A Mani Tese sottolineano che «L’industria dell’abbigliamento ha avuto una crescita vertiginosa a livello mondiale negli ultimi 15 anni. La produzione di capi di abbigliamento è quasi raddoppiata, mentre la durata media del ciclo di vita dei prodotti ha conosciuto un declino inversamente proporzionale. Si stima infatti che l’utilizzo medio di vestiti e accessori sia diminuito del 36% nel periodo 2000 – 2015, con i capi più economici che vengono indossati solo 7 o 8 volte prima di essere scartati. Fra le cause di tutto ciò, vi è sicuramente l’esplosione del fenomeno della fast fashion, caratterizzato da un’offerta ogni anno sempre più frequente di nuove collezioni di vestiti e accessori a prezzi ridotti».

Giosuè De Salvo, responsabile advocacy, campagne ed educazione di Mani Tese,  spiega che «All’aumentare del volume di produzione e di consumo sono aumentati anche gli enormi impatti di cui questa filiera è responsabile tanto dal punto di vista ambientale che da quello sociale. L’installazione “The Fashion Experience” punta a diffondere la consapevolezza e sensibilizzare rispetto al rovescio della medaglia del modello della fast fashion».
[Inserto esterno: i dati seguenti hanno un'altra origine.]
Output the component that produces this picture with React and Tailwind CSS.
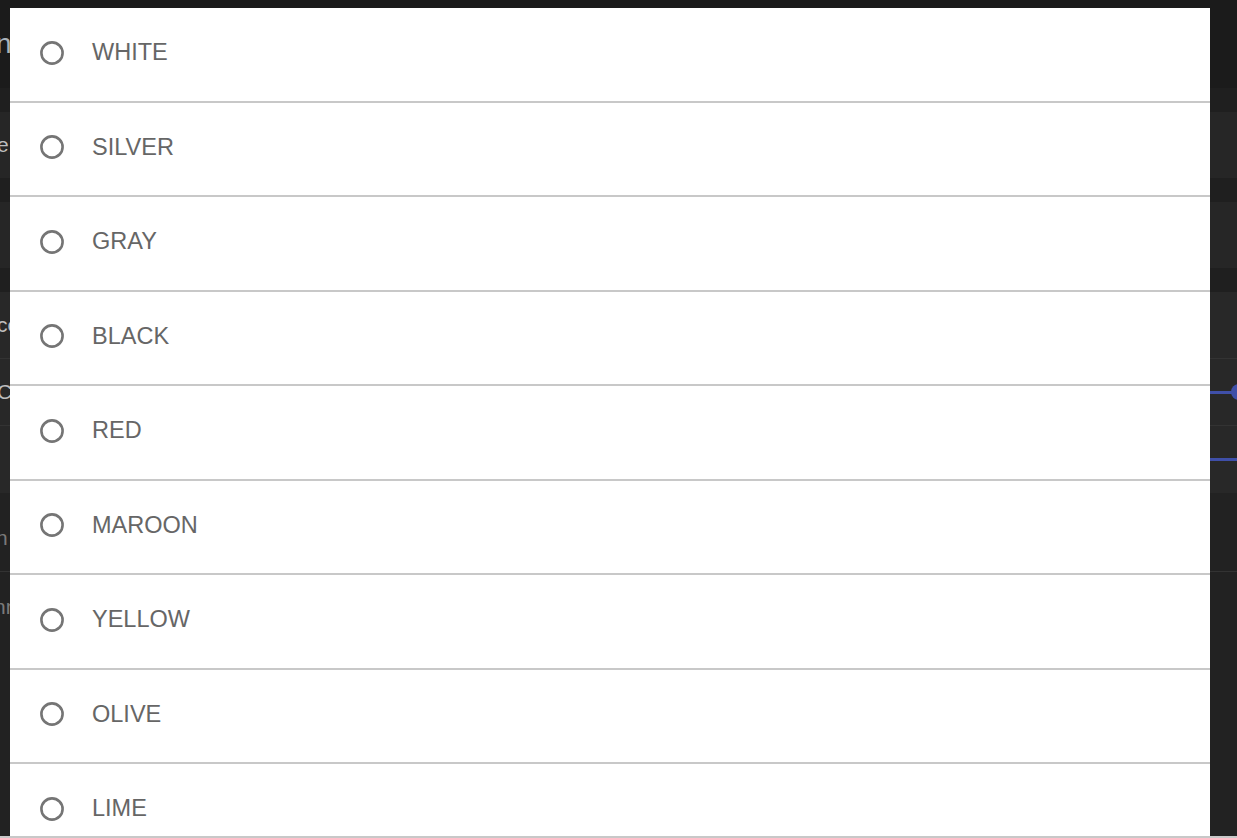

E gli impatti sociali della moda usa e getta sono altrettanto devastanti: Mani Tese evidenzia che «Si stima che la filiera rappresenti la seconda industria maggiormente esposta al rischio di forme di schiavitù moderna, in particolare di donne e minori.

De Salvo conclude: «Nell’ultimo decennio la consapevolezza di questa insostenibilità ha portato allo sviluppo di alcune innovazioni sui processi produttivi in un’ottica prevalentemente di circolarità, di risparmio delle risorse e di estensione del ciclo di vita del prodotto. Occorre però incidere in maniera più rapida e significativa sulle basi stesse del modello di business, in particolare su consumo e produzione eccessivi attraverso un cambiamento sistemico. Per cambiare l’attuale modo di fare impresa serve il coinvolgimento di tutti. Ognuno deve fare la sua parte.  ll nostro compito come società civile è quello, da una parte, di alimentare la coscienza critica dei cittadini, giovani in primis, rendendoli protagonisti attivi nella costruzione di un mondo più equo e sostenibile. Dall’altra, è quello di monitorare gli impatti delle attività di impresa sulle comunità più svantaggiate e promuovere una cultura imprenditoriale che metta finalmente al centro i diritti umani e l’ambiente. I segnali sono incoraggianti soprattutto nel settore tessile, che è stato infatti scelto per la nostra installazione, ma il tempo scarseggia.Il 2030 è l’anno fissato dalle Nazioni Unite per raggiungere gli Obiettivi di Sviluppo Sostenibile, tra cui dimezzare la povertà, eliminare la fame ed evitare la catastrofe climatica. Per rendere sistemiche tutte le buone pratiche di produzione e consumo servono quindi istituzioni politiche forti e credibili che guidino la transizione e perseguano il bene comune».